Democratic governance is based on the idea that the authority of the state is delegated by the people rather than coming from God. The separation of the state from religion is central to democracy because gender, religious minority and sexual rights become issues whenever human rights are limited by religion, culture, or political expediency. Thus secular space is essential to the development of democratic popular movements that can oppose both neoliberalism and fundamentalism. To move forward, we need a strategy that combines solidarity with defence of secular space.

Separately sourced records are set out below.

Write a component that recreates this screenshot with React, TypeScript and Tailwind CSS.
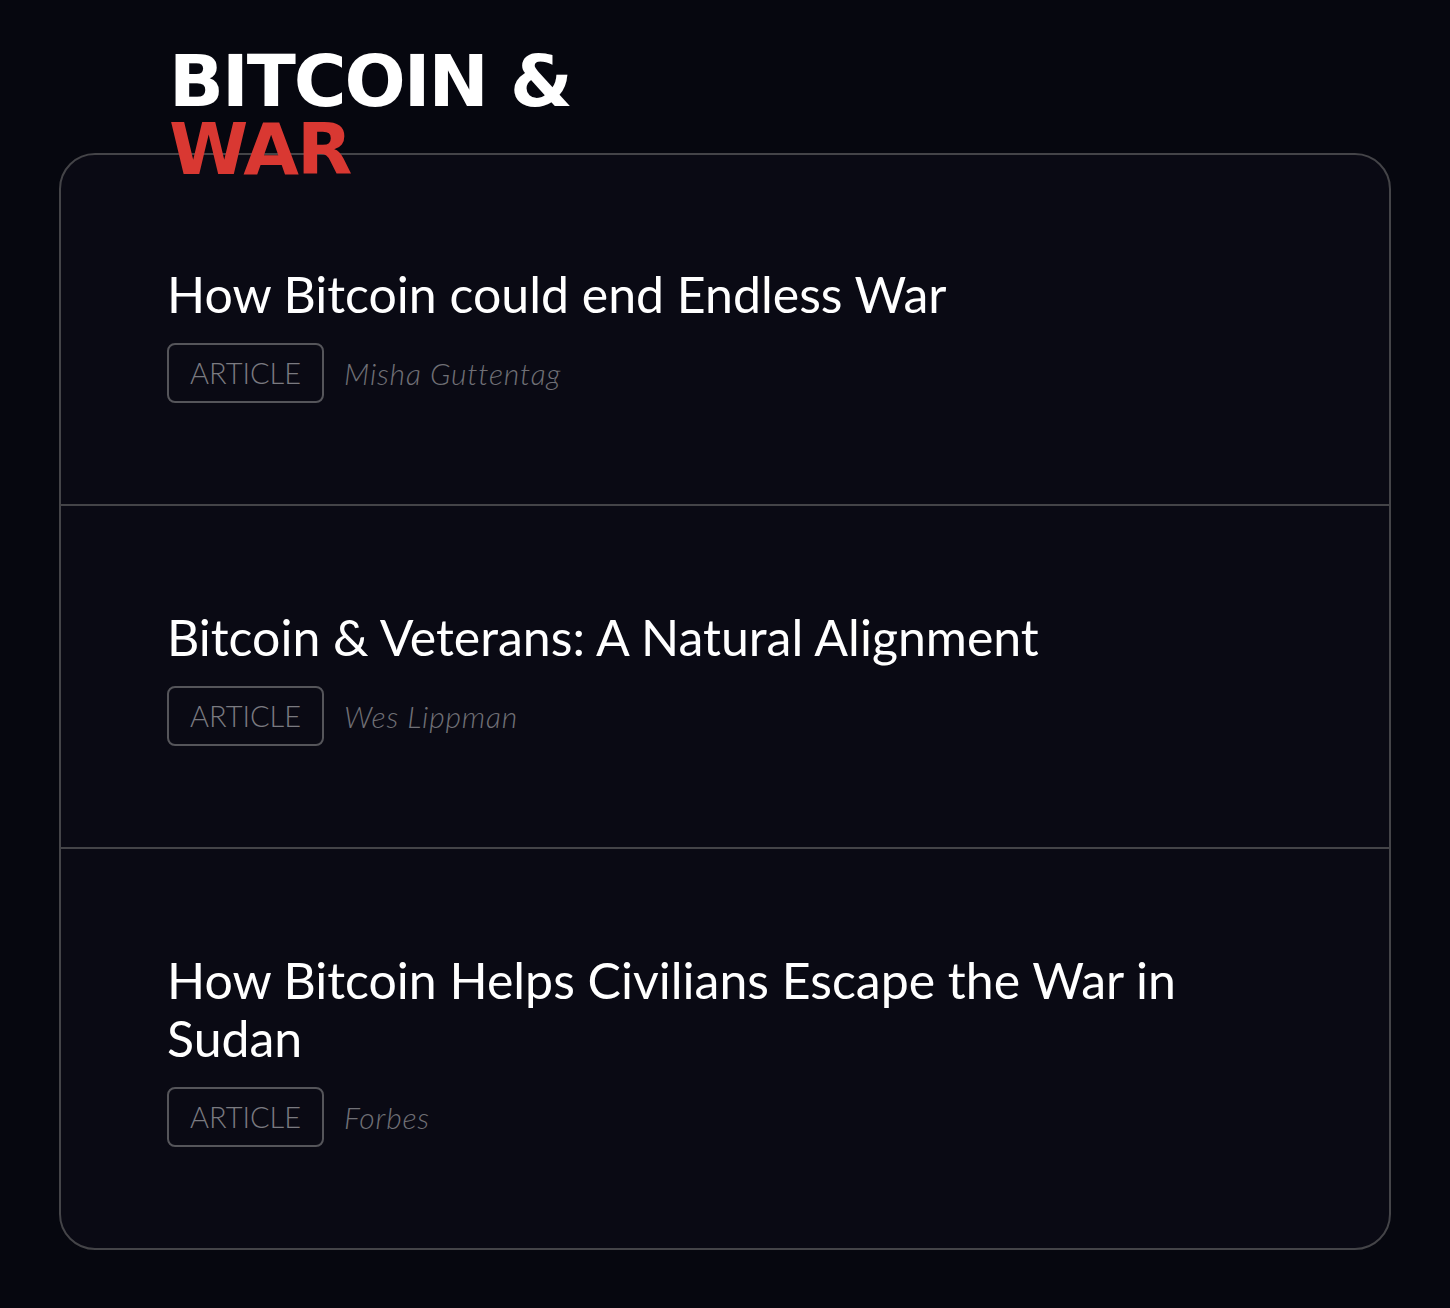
import React from "react";

const items = [
  { title: "How Bitcoin could end Endless War", author: "Misha Guttentag" },
  { title: "Bitcoin & Veterans: A Natural Alignment", author: "Wes Lippman" },
  { title: "How Bitcoin Helps Civilians Escape the War in Sudan", author: "Forbes" },
];

export default function App() {
  return (
    <div className="min-h-[1308px] w-full bg-[#06070f] px-[59px] pt-[47px] pb-[58px] font-['Lato',sans-serif]">
      <h2 className="relative z-10 pl-[110px] font-['DejaVu_Sans',sans-serif] text-[72px] font-bold uppercase leading-[68px] tracking-[-2px] text-white">
        <span className="block">Bitcoin &amp;</span>
        <span className="block text-[#d93832]">War</span>
      </h2>
      <div className="-mt-[30px] overflow-hidden rounded-[36px] border-2 border-[#444448] bg-[#0a0a14]">
        {items.map((it, i) => (
          <div
            key={i}
            className={`px-[106px] pb-[101px] ${i > 0 ? "border-t-2 border-[#444448] pt-[102px]" : "pt-[110px]"}`}
          >
            <div className="max-w-[1060px] text-[50px] font-normal leading-[58px] text-white">{it.title}</div>
            <div className="mt-[20px] flex items-center gap-[20px]">
              <span className="flex h-[60px] w-[157px] items-center justify-center rounded-[8px] border-2 border-[#55555a] text-[29px] font-light text-[#7a7a80]">
                ARTICLE
              </span>
              <span className="text-[30px] font-light italic tracking-[0.8px] text-[#707076]">{it.author}</span>
            </div>
          </div>
        ))}
      </div>
    </div>
  );
}
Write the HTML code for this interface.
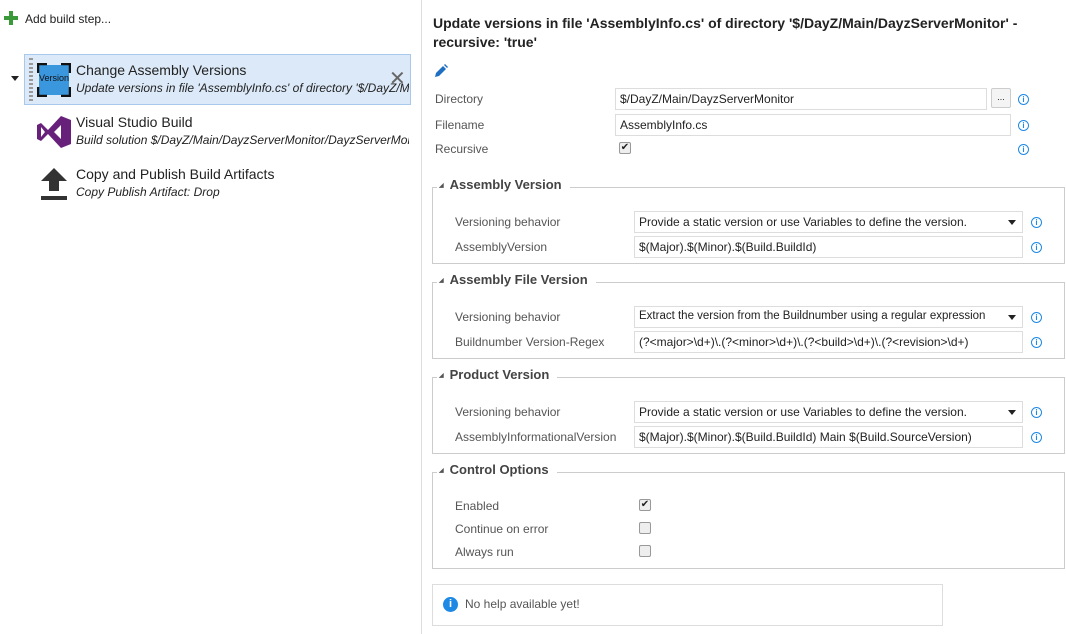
<!DOCTYPE html>
<html><head><meta charset="utf-8"><style>
*{box-sizing:border-box;margin:0;padding:0}
body{width:1066px;height:634px;background:#fff;font-family:"Liberation Sans",sans-serif;font-size:12px;color:#222;position:relative;overflow:hidden}
.a{position:absolute;white-space:nowrap}
.lbl{color:#555;font-size:12px}
.inp{position:absolute;height:22px;border:1px solid #ddd;background:#fff;padding:3px 4px;font-size:12px;color:#222;white-space:nowrap;overflow:hidden}
.info{position:absolute;width:11px;height:11px;border:1.3px solid #1e88e5;border-radius:50%;font-size:8px;color:#1e88e5;text-align:center;line-height:9px;font-weight:bold}
.fs{position:absolute;left:432px;width:633px;border:1px solid #ccc}
.leg{position:absolute;left:437px;background:#fff;padding:0 8px 0 2px;font-weight:bold;font-size:13px;color:#444}
.leg:before{content:"◢";font-size:6px;color:#555;margin-right:6px;vertical-align:2px}
.cb{position:absolute;width:12px;height:12px;border:1px solid #999;border-radius:2px;background:#eee;font-size:10px;line-height:10px;text-align:center;color:#222}
.arr{position:absolute;right:6px;top:8px;width:0;height:0;border-left:4px solid transparent;border-right:4px solid transparent;border-top:5px solid #222}
</style></head><body>
<div class="a" style="left:0;top:0;width:422px;height:634px;border-right:1px solid #ddd"></div>
<svg class="a" style="left:4px;top:11px" width="14" height="14"><rect x="5" y="0" width="4" height="14" fill="#3a9a3a"/><rect x="0" y="5" width="14" height="4" fill="#3a9a3a"/></svg>
<div class="a" style="left:25px;top:12px;font-size:12px">Add build step...</div>

<div class="a" style="left:24px;top:54px;width:387px;height:51px;background:#dce9f8;border:1px solid #a8c8ec"></div>
<div class="a" style="left:29px;top:58px;width:4px;height:43px;border-left:2px dotted #999;border-right:2px dotted #999"></div>
<div class="a" style="left:11px;top:76px;border-left:4px solid transparent;border-right:4px solid transparent;border-top:5px solid #222"></div>
<svg class="a" style="left:37px;top:63px" width="34" height="34" viewBox="0 0 34 34"><rect x="2" y="2" width="30" height="30" fill="#3a96dd"/><path d="M1 10V1H10M24 1H33V10M33 24V33H24M10 33H1V24" fill="none" stroke="#111" stroke-width="2.5"/></svg>
<div class="a" style="left:37px;top:73px;width:34px;text-align:center;font-size:9px;color:#111">Version</div>
<div class="a" style="left:76px;top:62px;font-size:14px;color:#222">Change Assembly Versions</div>
<div class="a" style="left:76px;top:81px;font-size:12px;font-style:italic;width:333px;overflow:hidden">Update versions in file 'AssemblyInfo.cs' of directory '$/DayZ/Main</div>
<div class="a" style="left:389px;top:66px;font-size:20px;color:#666">✕</div>

<svg class="a" style="left:37px;top:116px" width="34" height="32" viewBox="0 0 34 32"><path d="M0 9 L4 7 L11 14 L24 0 L34 4 L34 28 L24 32 L11 18 L4 25 L0 23Z M4 11 L4 21 L8 16Z M24 9 L24 23 L17 16Z" fill="#68217a" fill-rule="evenodd"/></svg>
<div class="a" style="left:76px;top:114px;font-size:14px">Visual Studio Build</div>
<div class="a" style="left:76px;top:133px;font-size:12px;font-style:italic;width:333px;overflow:hidden">Build solution $/DayZ/Main/DayzServerMonitor/DayzServerMon</div>

<svg class="a" style="left:41px;top:168px" width="26" height="32" viewBox="0 0 26 32"><path d="M13 0 L26 13 L18 13 L18 23 L8 23 L8 13 L0 13Z" fill="#333"/><rect x="0" y="28" width="26" height="4" fill="#333"/></svg>
<div class="a" style="left:76px;top:166px;font-size:14px">Copy and Publish Build Artifacts</div>
<div class="a" style="left:76px;top:185px;font-size:12px;font-style:italic">Copy Publish Artifact: Drop</div>

<div class="a" style="left:433px;top:14px;font-size:14px;font-weight:bold;line-height:19px;white-space:normal;width:610px">Update versions in file 'AssemblyInfo.cs' of directory '$/DayZ/Main/DayzServerMonitor' - recursive: 'true'</div>
<svg class="a" style="left:434px;top:64px" width="14" height="14" viewBox="0 0 14 14"><path d="M1 13L2 9L9 2L12 5L5 12Z" fill="#1e6fc4"/><path d="M10 1L11 0L14 3L13 4Z" fill="#1e6fc4"/></svg>

<div class="a lbl" style="left:435px;top:92px">Directory</div>
<div class="inp" style="left:615px;top:88px;width:372px">$/DayZ/Main/DayzServerMonitor</div>
<div class="a" style="left:991px;top:88px;width:20px;height:20px;border:1px solid #ccc;border-radius:2px;background:#f4f4f4;font-size:9px;text-align:center;line-height:16px">...</div>
<div class="info" style="left:1018px;top:94px">i</div>
<div class="a lbl" style="left:435px;top:118px">Filename</div>
<div class="inp" style="left:615px;top:114px;width:396px">AssemblyInfo.cs</div>
<div class="info" style="left:1018px;top:120px">i</div>
<div class="a lbl" style="left:435px;top:142px">Recursive</div>
<div class="cb" style="left:619px;top:142px">✔</div>
<div class="info" style="left:1018px;top:144px">i</div>

<div class="fs" style="top:187px;height:77px"></div>
<div class="a leg" style="top:177px">Assembly Version</div>
<div class="a lbl" style="left:455px;top:215px">Versioning behavior</div>
<div class="inp" style="left:634px;top:211px;width:389px">Provide a static version or use Variables to define the version.<span class="arr"></span></div>
<div class="info" style="left:1031px;top:217px">i</div>
<div class="a lbl" style="left:455px;top:240px">AssemblyVersion</div>
<div class="inp" style="left:634px;top:236px;width:389px">$(Major).$(Minor).$(Build.BuildId)</div>
<div class="info" style="left:1031px;top:242px">i</div>

<div class="fs" style="top:282px;height:77px"></div>
<div class="a leg" style="top:272px">Assembly File Version</div>
<div class="a lbl" style="left:455px;top:310px">Versioning behavior</div>
<div class="inp" style="left:634px;top:306px;width:389px;font-size:11.5px">Extract the version from the Buildnumber using a regular expression<span class="arr" style="background:#fff;box-shadow:-6px 0 0 6px #fff"></span></div>
<div class="info" style="left:1031px;top:312px">i</div>
<div class="a lbl" style="left:455px;top:335px">Buildnumber Version-Regex</div>
<div class="inp" style="left:634px;top:331px;width:389px">(?&lt;major&gt;\d+)\.(?&lt;minor&gt;\d+)\.(?&lt;build&gt;\d+)\.(?&lt;revision&gt;\d+)</div>
<div class="info" style="left:1031px;top:337px">i</div>

<div class="fs" style="top:377px;height:77px"></div>
<div class="a leg" style="top:367px">Product Version</div>
<div class="a lbl" style="left:455px;top:405px">Versioning behavior</div>
<div class="inp" style="left:634px;top:401px;width:389px">Provide a static version or use Variables to define the version.<span class="arr"></span></div>
<div class="info" style="left:1031px;top:407px">i</div>
<div class="a lbl" style="left:455px;top:430px">AssemblyInformationalVersion</div>
<div class="inp" style="left:634px;top:426px;width:389px">$(Major).$(Minor).$(Build.BuildId) Main $(Build.SourceVersion)</div>
<div class="info" style="left:1031px;top:432px">i</div>

<div class="fs" style="top:472px;height:97px"></div>
<div class="a leg" style="top:462px">Control Options</div>
<div class="a lbl" style="left:455px;top:499px">Enabled</div>
<div class="cb" style="left:639px;top:499px">✔</div>
<div class="a lbl" style="left:455px;top:522px">Continue on error</div>
<div class="cb" style="left:639px;top:522px"></div>
<div class="a lbl" style="left:455px;top:545px">Always run</div>
<div class="cb" style="left:639px;top:545px"></div>

<div class="a" style="left:432px;top:584px;width:511px;height:42px;border:1px solid #ddd"></div>
<div class="a" style="left:443px;top:597px;width:15px;height:15px;border-radius:50%;background:#1e88e5;color:#fff;font-size:11px;font-weight:bold;text-align:center;line-height:15px">i</div>
<div class="a lbl" style="left:465px;top:597px">No help available yet!</div>
</body></html>
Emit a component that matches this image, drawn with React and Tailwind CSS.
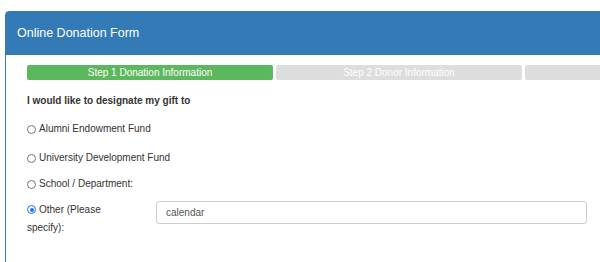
const steps = [
  { id: 1, label: "Step 1 Donation Information", active: true },
  { id: 2, label: "Step 2 Donor Information", active: false },
  { id: 3, label: "", active: false },
];

const options = [
  { id: "alumni", label: "Alumni Endowment Fund", mt: "mt-[14px]" },
  { id: "univ", label: "University Development Fund", mt: "mt-[15px]" },
  { id: "school", label: "School / Department:", mt: "mt-[12px]" },
];

const Radio = ({ checked }) => (
  <span
    className={
      "inline-block w-[9px] h-[9px] rounded-full border shrink-0 " +
      (checked ? "border-[#1a73e8] bg-white p-[1.5px]" : "border-[#767676] bg-white")
    }
  >
    {checked && <span className="block w-full h-full rounded-full bg-[#1a73e8]" />}
  </span>
);

const App = () => {
  return (
    <div
      className="w-[600px] h-[262px] overflow-hidden bg-white text-[#333]"
      style={{ fontFamily: "'Liberation Sans', Arial, sans-serif" }}
    >
      <div className="ml-[5px] mt-[11px] w-[640px] h-[260px] border border-[#337ab7] rounded-t-[4px]">
        <div className="bg-[#337ab7] h-[43px] flex items-center pl-[11px] text-white text-[12.5px]">
          Online Donation Form
        </div>

        <div className="pl-[21px] pt-[10px]">
          <div className="flex gap-[3px]">
            {steps.map((s) => (
              <div
                key={s.id}
                className={
                  "w-[246px] h-[15px] flex items-center justify-center text-[10px] text-white rounded-[2px] shrink-0 " +
                  (s.active ? "bg-[#5cb85c]" : "bg-[#dddddd]")
                }
              >
                {s.label}
              </div>
            ))}
          </div>

          <div className="mt-[14px] text-[10px] font-bold leading-[14px]">
            I would like to designate my gift to
          </div>

          {options.map((o) => (
            <div key={o.id} className={"flex items-center gap-[3px] text-[10px] leading-[14px] " + o.mt}>
              <Radio checked={false} />
              <span>{o.label}</span>
            </div>
          ))}

          <div className="flex mt-[10px]">
            <div className="w-[129px] text-[10px] leading-[17px]">
              <span className="inline-flex items-center gap-[3px]">
                <Radio checked={true} />
                <span>Other (Please</span>
              </span>
              <div>specify):</div>
            </div>
            <div className="w-[431px] h-[23px] border border-[#ccc] rounded-[3px] flex items-center pl-[9px] text-[10px] text-[#555]">
              calendar
            </div>
          </div>
        </div>
      </div>
    </div>
  );
};

export default App;
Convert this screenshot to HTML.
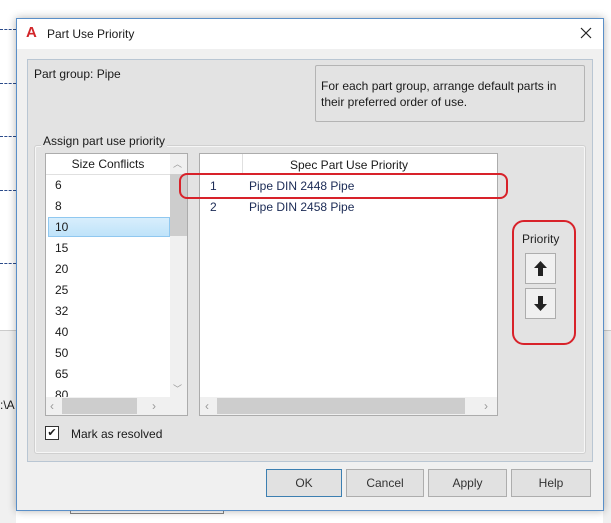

This is a crucial issue, and one that protects religion as well. By and large, various forms of fundamentalism have viewed secular space as hostile to religion. This is not without reason, since many advocates of secular space are aggressive atheists (Hitchens, Dawkins, et al.). In fact, secular space is the best friend of demotic religiosity in that it provides protection from theocratic impositions, and brings out the best (i.e., least coercive, most persuasive) in religion. The best thing that can happen to any religion that claims to express a profound truth about the relationship between God and human beings, is that the power to coerce belief be taken from them, and they have to focus exclusively on their ability to persuade by example. Had Christianity held fast to that insight back when it first came into state power (later Roman Empire, early Middle Ages), then the history of the West and the world might have been very different.
It’s never too late to grow up. Thank you Meredith Tax.
Double Bind: The Muslim Right, the Anglo-American Left, and Universal Human Rights will be launched by a panel at Toynbee Hall in London on 11 February 2013.